→ WHAT YOU WILL DO
From the material below, list every line containing "screenshot".

→ RECORDS FOR PROCESSING
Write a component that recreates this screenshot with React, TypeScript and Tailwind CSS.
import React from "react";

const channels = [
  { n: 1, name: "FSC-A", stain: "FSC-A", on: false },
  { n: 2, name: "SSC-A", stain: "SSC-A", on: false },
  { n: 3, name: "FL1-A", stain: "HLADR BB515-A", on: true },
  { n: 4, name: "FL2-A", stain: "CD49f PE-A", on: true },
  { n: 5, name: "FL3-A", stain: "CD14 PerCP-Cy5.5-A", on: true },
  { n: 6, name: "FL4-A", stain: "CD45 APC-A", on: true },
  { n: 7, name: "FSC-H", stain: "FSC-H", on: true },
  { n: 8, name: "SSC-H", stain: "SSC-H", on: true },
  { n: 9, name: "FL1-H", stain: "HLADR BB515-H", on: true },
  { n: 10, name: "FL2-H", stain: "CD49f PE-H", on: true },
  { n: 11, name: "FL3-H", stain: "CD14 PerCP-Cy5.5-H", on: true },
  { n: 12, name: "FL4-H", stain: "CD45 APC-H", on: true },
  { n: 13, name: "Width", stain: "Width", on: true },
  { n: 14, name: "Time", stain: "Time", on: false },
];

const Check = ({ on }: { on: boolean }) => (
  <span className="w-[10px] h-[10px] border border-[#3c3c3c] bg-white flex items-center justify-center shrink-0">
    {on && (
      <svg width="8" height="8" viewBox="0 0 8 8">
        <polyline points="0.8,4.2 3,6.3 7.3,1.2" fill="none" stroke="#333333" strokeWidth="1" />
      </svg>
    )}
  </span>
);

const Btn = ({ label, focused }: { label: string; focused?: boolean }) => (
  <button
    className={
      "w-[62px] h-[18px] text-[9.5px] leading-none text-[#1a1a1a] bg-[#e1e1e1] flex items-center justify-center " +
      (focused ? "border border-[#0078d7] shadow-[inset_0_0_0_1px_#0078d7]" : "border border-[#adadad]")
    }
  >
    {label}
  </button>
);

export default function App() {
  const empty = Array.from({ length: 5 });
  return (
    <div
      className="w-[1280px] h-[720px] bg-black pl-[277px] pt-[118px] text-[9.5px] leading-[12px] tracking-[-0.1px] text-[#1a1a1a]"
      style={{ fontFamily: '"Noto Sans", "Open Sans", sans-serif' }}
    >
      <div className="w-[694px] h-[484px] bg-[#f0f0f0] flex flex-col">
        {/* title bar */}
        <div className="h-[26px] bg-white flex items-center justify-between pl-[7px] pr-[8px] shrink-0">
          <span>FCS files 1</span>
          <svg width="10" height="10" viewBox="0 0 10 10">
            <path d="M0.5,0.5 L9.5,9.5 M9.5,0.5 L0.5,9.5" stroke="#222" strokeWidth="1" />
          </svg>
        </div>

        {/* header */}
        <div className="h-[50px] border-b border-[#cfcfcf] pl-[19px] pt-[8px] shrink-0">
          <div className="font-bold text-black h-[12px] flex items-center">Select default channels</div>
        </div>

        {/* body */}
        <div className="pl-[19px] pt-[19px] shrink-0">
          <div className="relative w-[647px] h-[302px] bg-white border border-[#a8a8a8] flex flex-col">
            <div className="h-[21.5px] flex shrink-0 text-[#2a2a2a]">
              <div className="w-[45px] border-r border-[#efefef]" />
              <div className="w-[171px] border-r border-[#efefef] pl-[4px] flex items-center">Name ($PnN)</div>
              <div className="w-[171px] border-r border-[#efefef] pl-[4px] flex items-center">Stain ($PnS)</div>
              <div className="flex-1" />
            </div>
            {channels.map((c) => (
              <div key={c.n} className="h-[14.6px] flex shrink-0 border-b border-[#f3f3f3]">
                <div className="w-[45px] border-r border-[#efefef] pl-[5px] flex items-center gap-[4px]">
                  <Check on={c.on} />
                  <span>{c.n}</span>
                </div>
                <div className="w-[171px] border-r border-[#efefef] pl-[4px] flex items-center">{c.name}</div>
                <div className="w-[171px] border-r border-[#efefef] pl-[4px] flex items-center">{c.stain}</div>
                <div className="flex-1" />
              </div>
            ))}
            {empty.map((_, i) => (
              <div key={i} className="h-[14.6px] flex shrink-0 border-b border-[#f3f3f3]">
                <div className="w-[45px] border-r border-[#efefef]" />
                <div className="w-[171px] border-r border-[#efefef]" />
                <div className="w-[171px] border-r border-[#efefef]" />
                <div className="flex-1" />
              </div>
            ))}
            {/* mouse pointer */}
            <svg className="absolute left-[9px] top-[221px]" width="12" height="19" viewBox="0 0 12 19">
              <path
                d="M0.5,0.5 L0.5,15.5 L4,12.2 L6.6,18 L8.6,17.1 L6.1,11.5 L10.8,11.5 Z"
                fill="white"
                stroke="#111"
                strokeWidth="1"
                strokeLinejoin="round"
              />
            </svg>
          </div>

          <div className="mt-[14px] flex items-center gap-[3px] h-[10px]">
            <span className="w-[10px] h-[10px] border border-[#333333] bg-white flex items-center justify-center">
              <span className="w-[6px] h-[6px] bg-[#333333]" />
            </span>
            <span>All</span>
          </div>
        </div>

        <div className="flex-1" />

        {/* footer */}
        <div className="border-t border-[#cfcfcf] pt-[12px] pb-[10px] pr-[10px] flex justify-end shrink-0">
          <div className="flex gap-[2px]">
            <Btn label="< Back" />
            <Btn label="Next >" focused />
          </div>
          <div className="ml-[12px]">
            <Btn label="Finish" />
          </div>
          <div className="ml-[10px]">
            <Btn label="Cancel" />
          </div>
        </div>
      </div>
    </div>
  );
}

==

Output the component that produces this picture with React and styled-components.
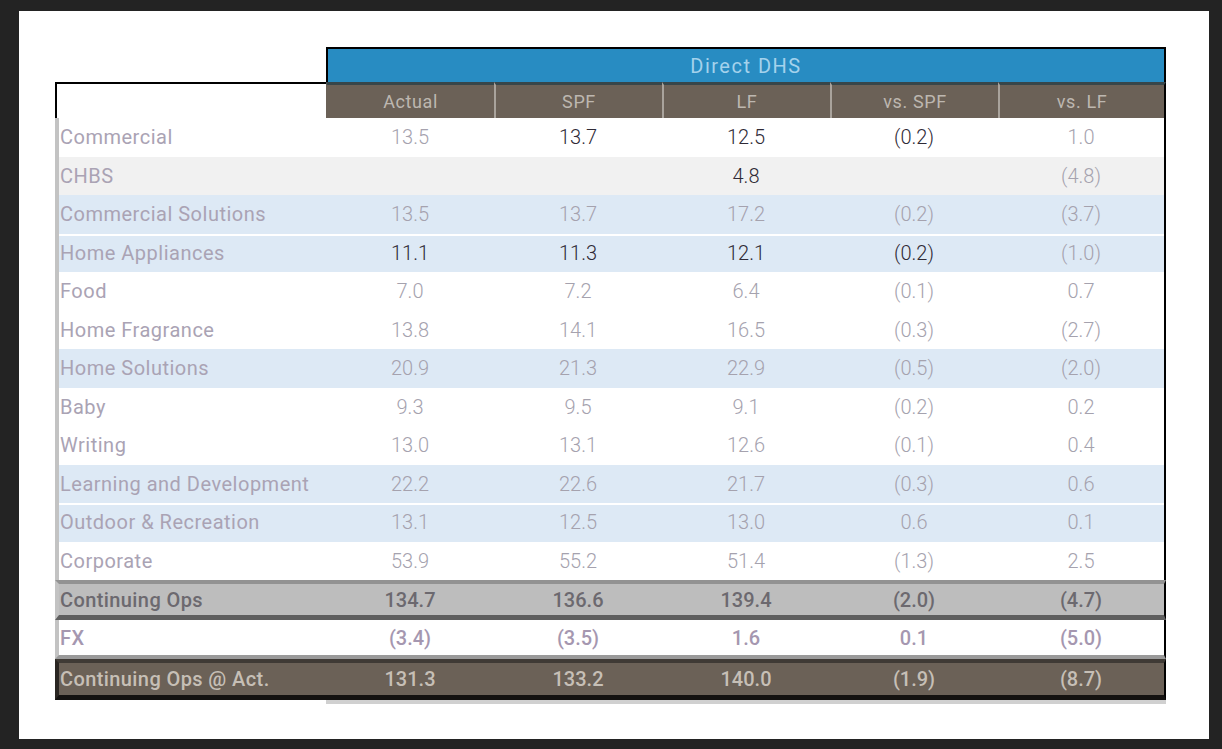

* * *

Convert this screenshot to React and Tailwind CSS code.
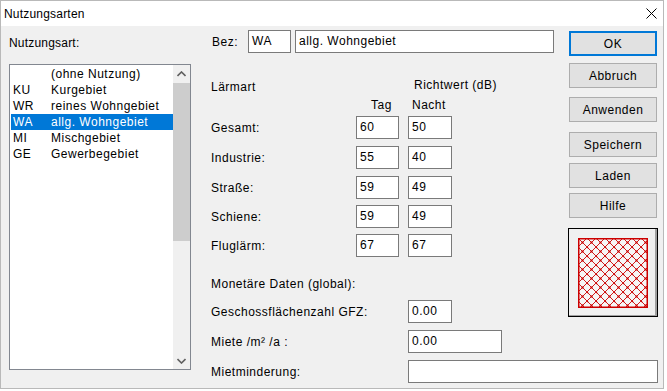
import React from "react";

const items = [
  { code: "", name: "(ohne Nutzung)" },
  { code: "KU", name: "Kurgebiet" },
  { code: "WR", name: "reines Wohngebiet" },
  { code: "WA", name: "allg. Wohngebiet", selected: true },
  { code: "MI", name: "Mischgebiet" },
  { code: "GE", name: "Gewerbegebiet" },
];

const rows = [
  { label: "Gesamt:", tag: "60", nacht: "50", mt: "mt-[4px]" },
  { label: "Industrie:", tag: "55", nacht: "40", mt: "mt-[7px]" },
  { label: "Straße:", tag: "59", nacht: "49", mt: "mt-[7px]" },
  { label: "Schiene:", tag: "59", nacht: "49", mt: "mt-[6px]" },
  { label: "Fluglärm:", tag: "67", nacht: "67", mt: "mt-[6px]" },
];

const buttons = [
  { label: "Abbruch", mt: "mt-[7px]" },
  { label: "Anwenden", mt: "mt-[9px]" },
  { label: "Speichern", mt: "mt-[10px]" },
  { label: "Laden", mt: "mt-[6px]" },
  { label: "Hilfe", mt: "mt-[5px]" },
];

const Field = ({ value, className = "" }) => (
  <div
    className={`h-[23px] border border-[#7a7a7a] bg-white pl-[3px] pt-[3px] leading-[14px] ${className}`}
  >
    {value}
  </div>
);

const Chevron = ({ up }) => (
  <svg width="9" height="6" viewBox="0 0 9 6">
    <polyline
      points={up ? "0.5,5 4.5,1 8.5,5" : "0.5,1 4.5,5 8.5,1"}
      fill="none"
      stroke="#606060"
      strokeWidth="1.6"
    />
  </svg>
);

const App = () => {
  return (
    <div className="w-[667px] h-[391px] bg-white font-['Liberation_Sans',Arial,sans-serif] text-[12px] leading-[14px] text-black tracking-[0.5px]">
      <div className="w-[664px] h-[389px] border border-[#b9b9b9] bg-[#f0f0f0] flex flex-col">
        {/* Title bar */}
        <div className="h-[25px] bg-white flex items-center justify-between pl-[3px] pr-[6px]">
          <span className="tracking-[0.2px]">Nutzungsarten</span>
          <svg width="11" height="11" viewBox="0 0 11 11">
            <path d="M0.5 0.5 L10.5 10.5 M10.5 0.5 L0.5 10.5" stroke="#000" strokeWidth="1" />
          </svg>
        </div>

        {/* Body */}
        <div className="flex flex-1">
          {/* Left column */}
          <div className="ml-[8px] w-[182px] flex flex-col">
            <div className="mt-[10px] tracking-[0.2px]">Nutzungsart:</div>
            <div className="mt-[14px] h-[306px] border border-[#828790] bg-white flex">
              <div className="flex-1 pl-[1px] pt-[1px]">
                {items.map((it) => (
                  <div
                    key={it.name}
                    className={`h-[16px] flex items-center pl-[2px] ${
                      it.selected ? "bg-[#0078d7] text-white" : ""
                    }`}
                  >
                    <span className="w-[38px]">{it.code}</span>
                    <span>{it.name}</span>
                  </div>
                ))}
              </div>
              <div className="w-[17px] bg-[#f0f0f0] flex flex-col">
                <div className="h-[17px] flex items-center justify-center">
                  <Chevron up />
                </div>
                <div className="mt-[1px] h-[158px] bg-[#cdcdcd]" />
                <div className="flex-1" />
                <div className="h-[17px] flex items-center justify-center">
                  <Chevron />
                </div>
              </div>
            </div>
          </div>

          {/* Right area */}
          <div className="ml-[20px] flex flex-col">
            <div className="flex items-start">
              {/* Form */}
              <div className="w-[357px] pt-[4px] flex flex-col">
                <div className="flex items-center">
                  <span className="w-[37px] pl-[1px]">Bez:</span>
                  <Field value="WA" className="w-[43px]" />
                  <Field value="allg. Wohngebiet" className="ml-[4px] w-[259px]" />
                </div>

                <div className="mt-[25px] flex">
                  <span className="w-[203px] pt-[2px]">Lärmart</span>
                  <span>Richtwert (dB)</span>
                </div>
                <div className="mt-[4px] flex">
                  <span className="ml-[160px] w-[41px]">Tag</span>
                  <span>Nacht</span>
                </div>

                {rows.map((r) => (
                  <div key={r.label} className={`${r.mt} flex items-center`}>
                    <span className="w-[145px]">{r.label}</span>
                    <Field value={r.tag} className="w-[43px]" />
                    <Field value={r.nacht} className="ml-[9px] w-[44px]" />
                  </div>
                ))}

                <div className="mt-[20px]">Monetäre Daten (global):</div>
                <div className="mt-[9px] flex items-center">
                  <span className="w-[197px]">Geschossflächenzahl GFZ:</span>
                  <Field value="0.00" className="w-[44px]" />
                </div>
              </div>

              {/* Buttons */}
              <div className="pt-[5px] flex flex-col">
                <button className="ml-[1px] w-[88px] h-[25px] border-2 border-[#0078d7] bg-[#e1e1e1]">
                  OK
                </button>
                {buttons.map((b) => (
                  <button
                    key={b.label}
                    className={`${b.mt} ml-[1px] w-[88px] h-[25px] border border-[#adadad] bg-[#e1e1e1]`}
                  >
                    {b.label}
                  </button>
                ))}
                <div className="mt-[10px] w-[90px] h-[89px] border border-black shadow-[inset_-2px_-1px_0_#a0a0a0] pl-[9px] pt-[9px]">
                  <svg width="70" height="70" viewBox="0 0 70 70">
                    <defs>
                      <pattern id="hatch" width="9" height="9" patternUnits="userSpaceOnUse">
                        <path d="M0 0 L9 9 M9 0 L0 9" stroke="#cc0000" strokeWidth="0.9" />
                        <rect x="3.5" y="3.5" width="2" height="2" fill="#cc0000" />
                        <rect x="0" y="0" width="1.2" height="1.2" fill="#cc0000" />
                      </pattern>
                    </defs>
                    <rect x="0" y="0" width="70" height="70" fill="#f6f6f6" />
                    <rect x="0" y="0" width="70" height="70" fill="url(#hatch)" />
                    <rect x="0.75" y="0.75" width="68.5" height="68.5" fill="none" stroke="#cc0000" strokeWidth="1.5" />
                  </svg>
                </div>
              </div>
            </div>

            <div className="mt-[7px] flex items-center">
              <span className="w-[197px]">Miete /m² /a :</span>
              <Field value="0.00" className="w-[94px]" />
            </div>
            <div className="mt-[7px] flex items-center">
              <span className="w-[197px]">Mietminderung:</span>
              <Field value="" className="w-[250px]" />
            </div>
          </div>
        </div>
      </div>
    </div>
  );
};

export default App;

→ FULL RESPONSE
Write a component that recreates this screenshot with React, TypeScript and Tailwind CSS.
Convert this screenshot to React and Tailwind CSS code.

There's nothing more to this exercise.